▶ **Short problem**: Copy each line that contains the word "styles".

::: Input rows :::

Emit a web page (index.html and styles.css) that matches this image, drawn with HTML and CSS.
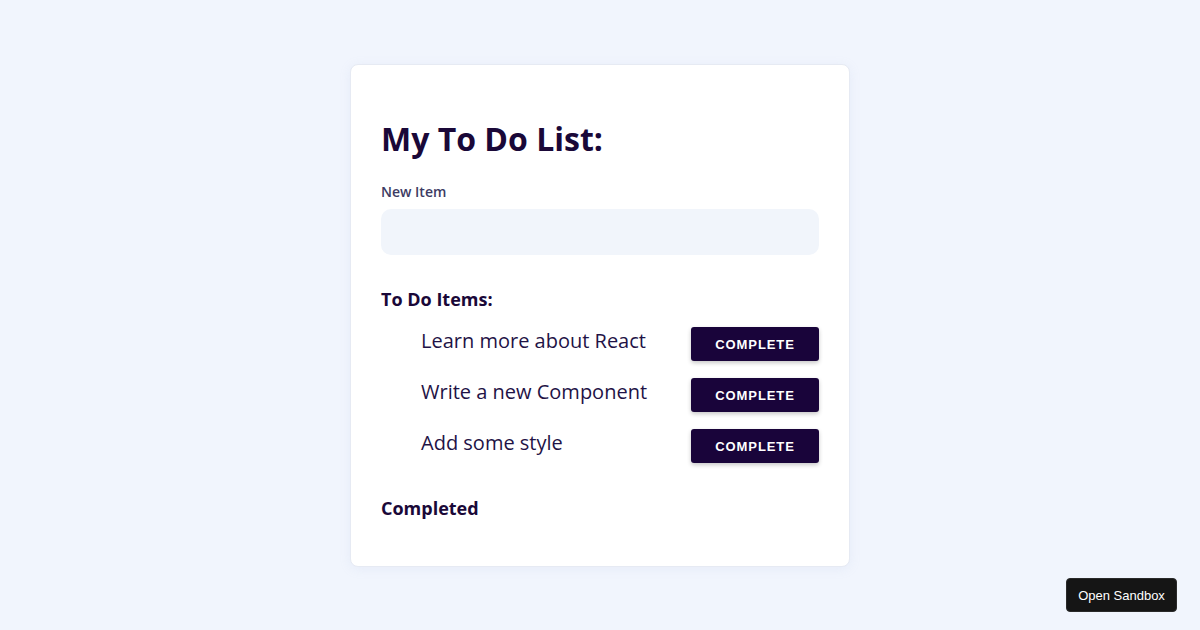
FILE: index.html
```html
<!DOCTYPE html>
<html>
<head>
<meta charset="utf-8">
<link rel="stylesheet" href="styles.css">
</head>
<body>
<div class="card">
  <h1 class="title">My To Do List:</h1>
  <label class="label" for="new-item">New Item</label>
  <input class="input" id="new-item" type="text">
  <h3 class="section">To Do Items:</h3>
  <ul class="list">
    <li class="item"><span class="item-text">Learn more about React</span><button class="btn">COMPLETE</button></li>
    <li class="item"><span class="item-text">Write a new Component</span><button class="btn">COMPLETE</button></li>
    <li class="item"><span class="item-text">Add some style</span><button class="btn">COMPLETE</button></li>
  </ul>
  <h3 class="section">Completed</h3>
</div>
<a class="sandbox">Open Sandbox</a>
</body>
</html>
```
FILE: styles.css
```css
html, body {
  margin: 0;
  padding: 0;
}
body {
  background: #f1f5fd;
  font-family: "Open Sans", sans-serif;
  color: #1b0b3b;
  height: 630px;
  overflow: hidden;
}
.card {
  box-sizing: border-box;
  width: 500px;
  margin: 64px auto 0;
  background: #fff;
  border: 1px solid #e6eaf3;
  border-radius: 8px;
  box-shadow: 0 2px 12px rgba(160, 175, 210, 0.12);
  padding: 52px 30px 46px;
  display: flex;
  flex-direction: column;
}
.title {
  margin: 0;
  font-size: 32px;
  font-weight: 700;
  color: #1a0838;
}
.label {
  margin-top: 22px;
  font-size: 14px;
  font-weight: 600;
  color: #3d3b63;
}
.input {
  margin-top: 8px;
  height: 46px;
  box-sizing: border-box;
  border: none;
  border-radius: 10px;
  background: #f1f5fb;
  outline: none;
  font-family: inherit;
}
.section {
  margin: 32px 0 0;
  font-size: 18px;
  font-weight: 700;
  color: #1a0838;
}
.list {
  list-style: none;
  margin: 16px 0 0;
  padding: 0 0 0 40px;
}
.item {
  display: flex;
  justify-content: space-between;
  align-items: flex-start;
  margin-bottom: 17px;
}
.item-text {
  font-size: 20px;
  color: #1f1346;
}
.btn {
  width: 128px;
  height: 34px;
  border: none;
  border-radius: 3px;
  background: #19043a;
  color: #fff;
  font-family: "Liberation Sans", Arial, sans-serif;
  font-weight: 700;
  font-size: 13px;
  letter-spacing: 0.9px;
  box-shadow: 0 2px 4px rgba(0, 0, 0, 0.22);
}
.list + .section {
  margin-top: 16px;
}
.sandbox {
  position: fixed;
  right: 23px;
  bottom: 18px;
  width: 111px;
  height: 34px;
  box-sizing: border-box;
  display: flex;
  align-items: center;
  justify-content: center;
  background: #151515;
  border: 1px solid #2a2a2a;
  border-radius: 4px;
  color: #fff;
  font-family: "Liberation Sans", Arial, sans-serif;
  font-size: 13px;
}
```
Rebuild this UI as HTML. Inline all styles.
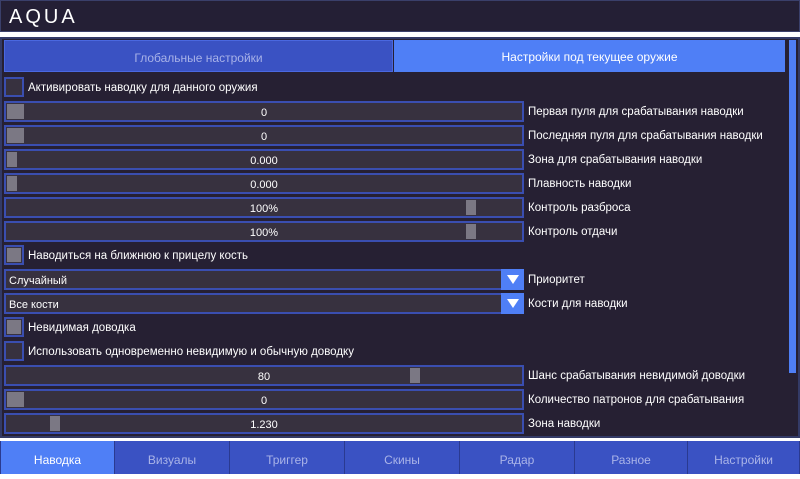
<!DOCTYPE html>
<html><head><meta charset="utf-8"><style>
*{margin:0;padding:0;box-sizing:border-box}
body{width:800px;height:474px;background:#fff;font-family:"Liberation Sans","DejaVu Sans",sans-serif;font-size:12px;color:#fff;position:relative;overflow:hidden}
.hdr{position:absolute;left:0;top:0;width:800px;height:32px;background:#241f35;border:1px solid #3a3f6a}
.logo{position:absolute;left:8px;top:5px;font-size:20px;letter-spacing:3px;font-weight:300}
.panel{position:absolute;left:0;top:37px;width:800px;height:401px;background:#262033;border:2px solid #333a66}
.tab{position:absolute;top:40px;height:32px;line-height:34px;text-align:center;font-size:12px}
.sl{position:absolute;left:4px;width:520px;height:21px;background:#37313f;border:2px solid #3a4eb0;text-align:center;line-height:20px;font-size:11px}
.th{position:absolute;top:1px;height:15px;background:#7b7884}
.lbl{position:absolute;left:528px;font-size:11.5px;line-height:24px}
.cb{position:absolute;left:4px;width:20px;height:20px;background:#37313f;border:2px solid #3a4eb0}
.cl{position:absolute;left:28px;font-size:11.5px;line-height:24px}
.cmb{position:absolute;left:4px;width:520px;height:21px;background:#37313f;border:2px solid #3a4eb0;font-size:11px;line-height:20px;padding-left:3px}
.arr{position:absolute;right:-2px;top:-2px;width:23px;height:21px;background:#4f7ff6}
.arr:after{content:"";position:absolute;left:6px;top:6px;border-left:6px solid transparent;border-right:6px solid transparent;border-top:9px solid #fff}
.bt{position:absolute;top:441px;height:33px;line-height:38px;text-align:center;background:#3a52c3;color:#aab4e8;border-left:1px solid #2a3a90;border-right:1px solid #2a3a90;font-size:12px}
</style></head><body>
<div class="hdr"><div class="logo">AQUA</div></div>
<div class="panel"></div>
<div class="tab" style="left:4px;width:389px;background:#3a52c3;border:1px solid #4a68e0;color:#a8b2e8">Глобальные настройки</div>
<div class="tab" style="left:394px;width:391px;background:#4f7ff6">Настройки под текущее оружие</div>
<div style="position:absolute;left:789px;top:40px;width:7px;height:333px;background:#4f7ff6"></div>

<div class="cb" style="top:77px"></div><div class="cl" style="top:76px">Активировать наводку для данного оружия</div>

<div class="sl" style="top:101px"><div class="th" style="left:1px;width:17px"></div>0</div><div class="lbl" style="top:100px">Первая пуля для срабатывания наводки</div>
<div class="sl" style="top:125px"><div class="th" style="left:1px;width:17px"></div>0</div><div class="lbl" style="top:124px">Последняя пуля для срабатывания наводки</div>
<div class="sl" style="top:149px"><div class="th" style="left:1px;width:10px"></div>0.000</div><div class="lbl" style="top:148px">Зона для срабатывания наводки</div>
<div class="sl" style="top:173px"><div class="th" style="left:1px;width:10px"></div>0.000</div><div class="lbl" style="top:172px">Плавность наводки</div>
<div class="sl" style="top:197px"><div class="th" style="left:460px;width:10px"></div>100%</div><div class="lbl" style="top:196px">Контроль разброса</div>
<div class="sl" style="top:221px"><div class="th" style="left:460px;width:10px"></div>100%</div><div class="lbl" style="top:220px">Контроль отдачи</div>

<div class="cb" style="top:245px"><div style="position:absolute;left:1px;top:1px;width:14px;height:14px;background:#7b7884"></div></div><div class="cl" style="top:244px">Наводиться на ближнюю к прицелу кость</div>

<div class="cmb" style="top:269px">Случайный<div class="arr"></div></div><div class="lbl" style="top:268px">Приоритет</div>
<div class="cmb" style="top:293px">Все кости<div class="arr"></div></div><div class="lbl" style="top:292px">Кости для наводки</div>

<div class="cb" style="top:317px"><div style="position:absolute;left:1px;top:1px;width:14px;height:14px;background:#7b7884"></div></div><div class="cl" style="top:316px">Невидимая доводка</div>
<div class="cb" style="top:341px"></div><div class="cl" style="top:340px">Использовать одновременно невидимую и обычную доводку</div>

<div class="sl" style="top:365px"><div class="th" style="left:404px;width:10px"></div>80</div><div class="lbl" style="top:364px">Шанс срабатывания невидимой доводки</div>
<div class="sl" style="top:389px"><div class="th" style="left:1px;width:17px"></div>0</div><div class="lbl" style="top:388px">Количество патронов для срабатывания</div>
<div class="sl" style="top:413px"><div class="th" style="left:44px;width:10px"></div>1.230</div><div class="lbl" style="top:412px">Зона наводки</div>

<div class="bt" style="left:0;width:115px;background:#4f7ff6;color:#fff">Наводка</div>
<div class="bt" style="left:114px;width:116px">Визуалы</div>
<div class="bt" style="left:229px;width:116px">Триггер</div>
<div class="bt" style="left:344px;width:116px">Скины</div>
<div class="bt" style="left:459px;width:116px">Радар</div>
<div class="bt" style="left:574px;width:114px">Разное</div>
<div class="bt" style="left:687px;width:113px">Настройки</div>
</body></html>
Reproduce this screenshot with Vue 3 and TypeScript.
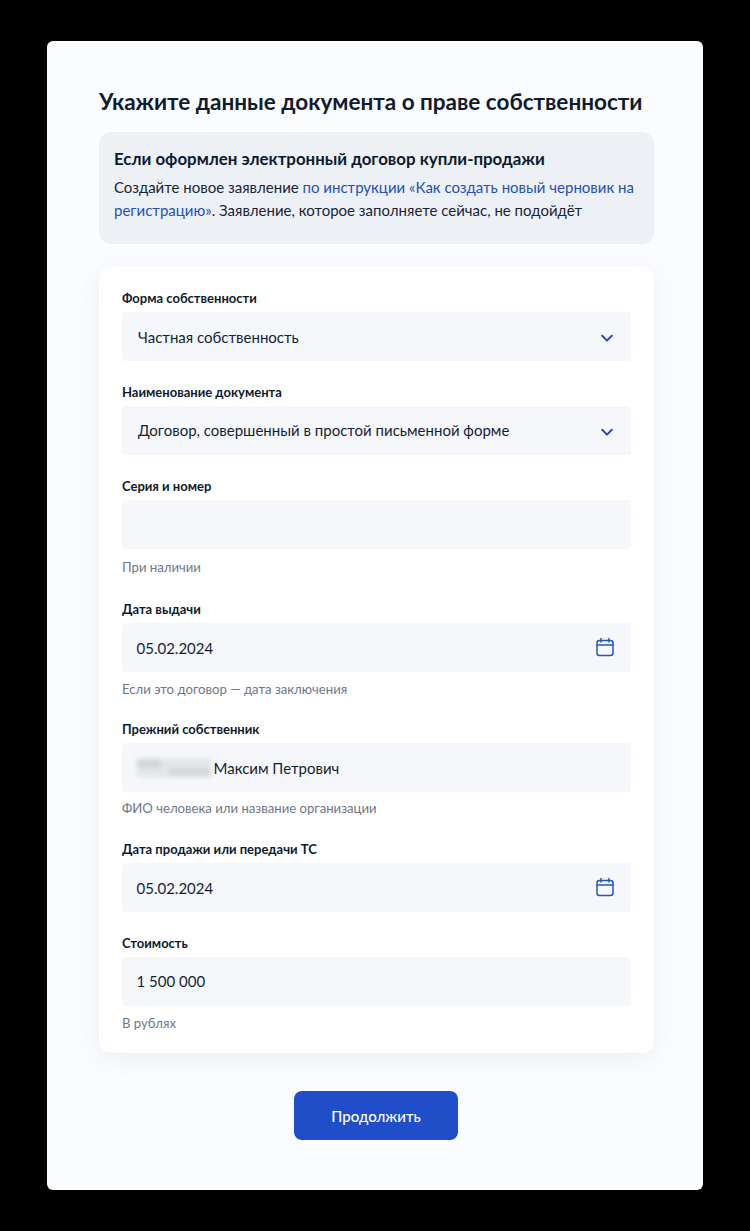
<script setup lang="ts">
interface Field {
  label: string
  value?: string
  hint?: string
  icon?: 'chevron' | 'calendar'
  masked?: boolean
}

const fields: Field[] = [
  { label: 'Форма собственности', value: 'Частная собственность', icon: 'chevron' },
  { label: 'Наименование документа', value: 'Договор, совершенный в простой письменной форме', icon: 'chevron' },
  { label: 'Серия и номер', hint: 'При наличии' },
  { label: 'Дата выдачи', value: '05.02.2024', hint: 'Если это договор — дата заключения', icon: 'calendar' },
  { label: 'Прежний собственник', value: 'Максим Петрович', hint: 'ФИО человека или название организации', masked: true },
  { label: 'Дата продажи или передачи ТС', value: '05.02.2024', icon: 'calendar' },
  { label: 'Стоимость', value: '1 500 000', hint: 'В рублях' },
]
</script>

<template>
  <div class="page">
    <main class="panel">
      <h1 class="title">Укажите данные документа о праве собственности</h1>
      <section class="notice">
        <h2 class="notice-title">Если оформлен электронный договор купли-продажи</h2>
        <p class="notice-text">
          Создайте новое заявление <a class="link">по инструкции «Как создать новый черновик на регистрацию»</a>. Заявление, которое заполняете сейчас, не подойдёт
        </p>
      </section>
      <section class="card">
        <div v-for="f in fields" :key="f.label" class="field">
          <div class="label">{{ f.label }}</div>
          <div class="input" :class="{ select: f.icon === 'chevron' }">
            <span v-if="f.masked" class="mask"></span>
            <span class="value">{{ f.value }}</span>
            <svg v-if="f.icon === 'chevron'" class="chevron" width="14" height="14" viewBox="0 0 14 14" fill="none">
              <path d="M2.2 4.8 7 9.6l4.8-4.8" stroke="#1f4bb4" stroke-width="2" stroke-linecap="round" stroke-linejoin="round" />
            </svg>
            <svg v-if="f.icon === 'calendar'" class="calendar" width="20" height="20" viewBox="0 0 20 20" fill="none">
              <rect x="2" y="3.5" width="16" height="15" rx="2.5" stroke="#2a56b8" stroke-width="1.5" />
              <path d="M2 8h16M6 1.5v3.5M14 1.5v3.5" stroke="#2a56b8" stroke-width="1.5" stroke-linecap="round" />
            </svg>
          </div>
          <div v-if="f.hint" class="hint">{{ f.hint }}</div>
        </div>
      </section>
      <div class="actions">
        <button class="submit" type="button">Продолжить</button>
      </div>
    </main>
  </div>
</template>

<style>
html, body { margin: 0; background: #000; }
</style>

<style scoped>
.page {
  box-sizing: border-box;
  width: 750px;
  height: 1231px;
  padding: 41px 47px;
  background: #000;
  font-family: Lato, "Noto Sans", sans-serif;
  color: #0e1a2e;
}
.panel {
  box-sizing: border-box;
  height: 1149px;
  padding: 45px 49px 0 52px;
  background: #fbfcfe;
  border-radius: 6px;
}
.title {
  margin: 0;
  font-size: 22.5px;
  line-height: 32px;
  font-weight: 700;
  white-space: nowrap;
  color: #0f1b2f;
}
.notice {
  box-sizing: border-box;
  height: 112px;
  margin-top: 14px;
  padding: 16px 15px;
  background: #edf1f6;
  border-radius: 12px;
}
.notice-title {
  margin: 0;
  font-size: 16.85px;
  line-height: 22px;
  font-weight: 700;
}
.notice-text {
  margin: 6px 0 0;
  font-size: 15px;
  line-height: 23px;
  color: #1a2436;
}
.link { color: #2450b8; }
.card {
  box-sizing: border-box;
  height: 786px;
  margin-top: 23px;
  padding: 23px;
  background: #fff;
  border-radius: 12px;
  box-shadow: 0 6px 24px rgba(60, 80, 120, 0.08);
}
.field { margin-bottom: 22.5px; }
.field:nth-child(2) { margin-bottom: 23px; }
.field:nth-child(3) { margin-bottom: 26.5px; }
.field:nth-child(3) .hint { margin-top: 10px; }
.field:nth-child(4) { margin-bottom: 24px; }
.field:nth-child(5) { margin-bottom: 25px; }
.field:nth-child(5) .hint { margin-top: 8px; }
.label {
  height: 22px;
  font-size: 13px;
  line-height: 16px;
  font-weight: 700;
  color: #0e1a2e;
}
.input {
  box-sizing: border-box;
  display: flex;
  align-items: center;
  height: 49px;
  padding: 0 18px 0 14.5px;
  background: #f5f7fa;
  border-radius: 4px;
  font-size: 15px;
  color: #141f33;
}
.select { padding-left: 16px; padding-right: 17px; }
.mask {
  width: 74px;
  height: 18px;
  margin-right: 3px;
  background:
    linear-gradient(#d2d5da, #d2d5da) 0 0 / 24px 9px no-repeat,
    linear-gradient(#d6d8dd, #d6d8dd) 32px 9px / 42px 9px no-repeat,
    #e3e5e9;
  filter: blur(2px);
}
.value { flex: 1; white-space: nowrap; }
.chevron, .calendar { flex: none; }
.chevron { margin-top: 3px; }
.calendar { margin-right: -2px; margin-top: -1px; }
.hint {
  margin-top: 9px;
  font-size: 13.15px;
  line-height: 16px;
  color: #6d7787;
}
.actions {
  display: flex;
  justify-content: center;
  margin-top: 38px;
  padding-right: 1px;
}
.submit {
  width: 164px;
  height: 49px;
  border: 0;
  border-radius: 8px;
  background: #1f4ec8;
  color: #fff;
  font-family: inherit;
  font-size: 15px;
  font-weight: 500;
}
</style>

:::

▶ **Response to the exercise**:
Emit a web page (index.html and styles.css) that matches this image, drawn with HTML and CSS.
<link rel="stylesheet" href="styles.css">
FILE: styles.css
Rebuild this UI as HTML. Inline all styles.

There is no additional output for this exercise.